# To do
Transcribe all of the material exactly, except for its pictures.

# Material shown

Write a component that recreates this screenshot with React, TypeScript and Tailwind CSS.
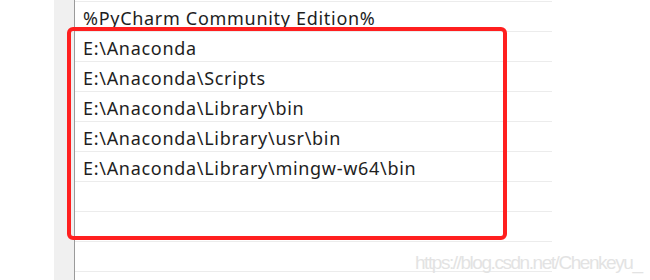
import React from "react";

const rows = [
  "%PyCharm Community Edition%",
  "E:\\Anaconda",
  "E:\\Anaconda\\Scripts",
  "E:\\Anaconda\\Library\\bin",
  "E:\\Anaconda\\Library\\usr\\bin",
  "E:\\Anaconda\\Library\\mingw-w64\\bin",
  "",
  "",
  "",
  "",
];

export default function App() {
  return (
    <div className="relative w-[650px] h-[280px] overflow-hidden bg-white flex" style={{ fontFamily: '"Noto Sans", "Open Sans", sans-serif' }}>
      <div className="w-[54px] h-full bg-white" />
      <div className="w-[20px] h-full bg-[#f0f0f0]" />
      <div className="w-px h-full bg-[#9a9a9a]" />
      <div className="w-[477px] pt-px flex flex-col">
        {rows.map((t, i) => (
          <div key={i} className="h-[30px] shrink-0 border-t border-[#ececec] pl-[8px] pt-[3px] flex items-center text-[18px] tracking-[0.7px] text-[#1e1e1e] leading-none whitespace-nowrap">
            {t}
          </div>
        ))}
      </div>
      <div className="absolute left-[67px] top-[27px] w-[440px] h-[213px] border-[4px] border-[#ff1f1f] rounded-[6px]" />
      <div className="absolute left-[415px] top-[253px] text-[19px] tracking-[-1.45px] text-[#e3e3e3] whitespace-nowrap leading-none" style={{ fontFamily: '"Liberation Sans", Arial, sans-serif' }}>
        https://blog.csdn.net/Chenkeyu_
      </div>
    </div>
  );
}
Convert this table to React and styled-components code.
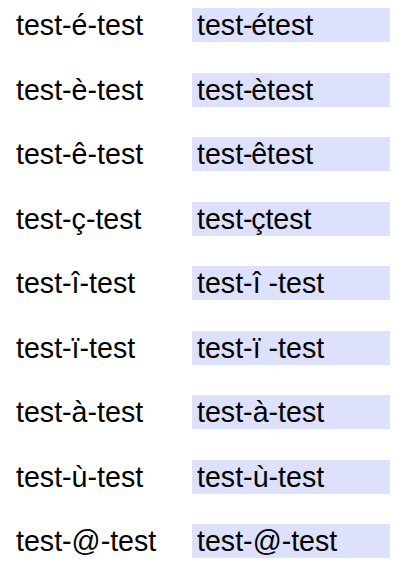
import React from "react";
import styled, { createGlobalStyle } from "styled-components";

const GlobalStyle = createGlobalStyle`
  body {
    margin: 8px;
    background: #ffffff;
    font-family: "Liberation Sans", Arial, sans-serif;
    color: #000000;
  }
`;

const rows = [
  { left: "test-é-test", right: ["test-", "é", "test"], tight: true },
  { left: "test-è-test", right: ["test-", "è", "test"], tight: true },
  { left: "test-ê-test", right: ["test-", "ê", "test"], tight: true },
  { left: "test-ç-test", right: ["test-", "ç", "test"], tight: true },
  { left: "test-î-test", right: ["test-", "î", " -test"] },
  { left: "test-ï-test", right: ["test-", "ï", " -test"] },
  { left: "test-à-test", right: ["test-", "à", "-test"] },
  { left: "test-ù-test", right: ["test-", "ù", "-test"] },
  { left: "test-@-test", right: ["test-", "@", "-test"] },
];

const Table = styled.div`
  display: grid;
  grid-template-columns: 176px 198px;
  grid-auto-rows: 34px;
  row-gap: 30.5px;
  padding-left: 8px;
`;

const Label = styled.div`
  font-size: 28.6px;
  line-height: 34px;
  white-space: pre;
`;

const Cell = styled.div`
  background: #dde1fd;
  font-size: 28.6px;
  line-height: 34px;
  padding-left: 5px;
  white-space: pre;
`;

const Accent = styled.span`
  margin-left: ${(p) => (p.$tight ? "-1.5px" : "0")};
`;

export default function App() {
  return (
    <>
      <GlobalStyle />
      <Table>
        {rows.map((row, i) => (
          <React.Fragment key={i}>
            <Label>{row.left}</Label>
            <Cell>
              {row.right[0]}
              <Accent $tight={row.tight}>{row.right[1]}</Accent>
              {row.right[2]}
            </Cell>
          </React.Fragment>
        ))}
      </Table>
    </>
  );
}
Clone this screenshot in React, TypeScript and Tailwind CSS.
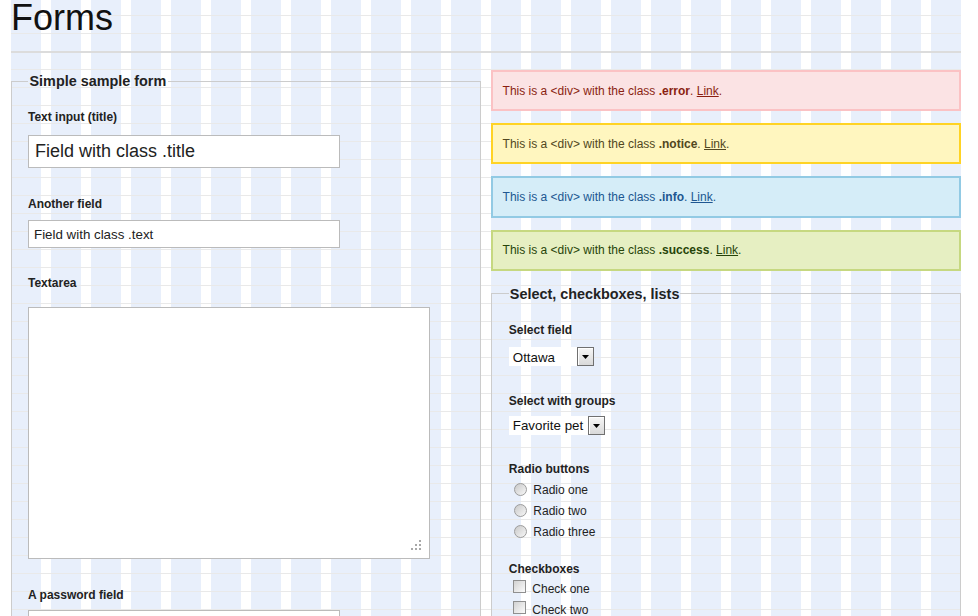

# Reply
Write a component that recreates this screenshot with React, TypeScript and Tailwind CSS.
import React from "react";

const rows = [
  "%PyCharm Community Edition%",
  "E:\\Anaconda",
  "E:\\Anaconda\\Scripts",
  "E:\\Anaconda\\Library\\bin",
  "E:\\Anaconda\\Library\\usr\\bin",
  "E:\\Anaconda\\Library\\mingw-w64\\bin",
  "",
  "",
  "",
  "",
];

export default function App() {
  return (
    <div className="relative w-[650px] h-[280px] overflow-hidden bg-white flex" style={{ fontFamily: '"Noto Sans", "Open Sans", sans-serif' }}>
      <div className="w-[54px] h-full bg-white" />
      <div className="w-[20px] h-full bg-[#f0f0f0]" />
      <div className="w-px h-full bg-[#9a9a9a]" />
      <div className="w-[477px] pt-px flex flex-col">
        {rows.map((t, i) => (
          <div key={i} className="h-[30px] shrink-0 border-t border-[#ececec] pl-[8px] pt-[3px] flex items-center text-[18px] tracking-[0.7px] text-[#1e1e1e] leading-none whitespace-nowrap">
            {t}
          </div>
        ))}
      </div>
      <div className="absolute left-[67px] top-[27px] w-[440px] h-[213px] border-[4px] border-[#ff1f1f] rounded-[6px]" />
      <div className="absolute left-[415px] top-[253px] text-[19px] tracking-[-1.45px] text-[#e3e3e3] whitespace-nowrap leading-none" style={{ fontFamily: '"Liberation Sans", Arial, sans-serif' }}>
        https://blog.csdn.net/Chenkeyu_
      </div>
    </div>
  );
}
Convert this table to React and styled-components code.
import React from "react";
import styled, { createGlobalStyle } from "styled-components";

const GlobalStyle = createGlobalStyle`
  body {
    margin: 8px;
    background: #ffffff;
    font-family: "Liberation Sans", Arial, sans-serif;
    color: #000000;
  }
`;

const rows = [
  { left: "test-é-test", right: ["test-", "é", "test"], tight: true },
  { left: "test-è-test", right: ["test-", "è", "test"], tight: true },
  { left: "test-ê-test", right: ["test-", "ê", "test"], tight: true },
  { left: "test-ç-test", right: ["test-", "ç", "test"], tight: true },
  { left: "test-î-test", right: ["test-", "î", " -test"] },
  { left: "test-ï-test", right: ["test-", "ï", " -test"] },
  { left: "test-à-test", right: ["test-", "à", "-test"] },
  { left: "test-ù-test", right: ["test-", "ù", "-test"] },
  { left: "test-@-test", right: ["test-", "@", "-test"] },
];

const Table = styled.div`
  display: grid;
  grid-template-columns: 176px 198px;
  grid-auto-rows: 34px;
  row-gap: 30.5px;
  padding-left: 8px;
`;

const Label = styled.div`
  font-size: 28.6px;
  line-height: 34px;
  white-space: pre;
`;

const Cell = styled.div`
  background: #dde1fd;
  font-size: 28.6px;
  line-height: 34px;
  padding-left: 5px;
  white-space: pre;
`;

const Accent = styled.span`
  margin-left: ${(p) => (p.$tight ? "-1.5px" : "0")};
`;

export default function App() {
  return (
    <>
      <GlobalStyle />
      <Table>
        {rows.map((row, i) => (
          <React.Fragment key={i}>
            <Label>{row.left}</Label>
            <Cell>
              {row.right[0]}
              <Accent $tight={row.tight}>{row.right[1]}</Accent>
              {row.right[2]}
            </Cell>
          </React.Fragment>
        ))}
      </Table>
    </>
  );
}
Clone this screenshot in React, TypeScript and Tailwind CSS.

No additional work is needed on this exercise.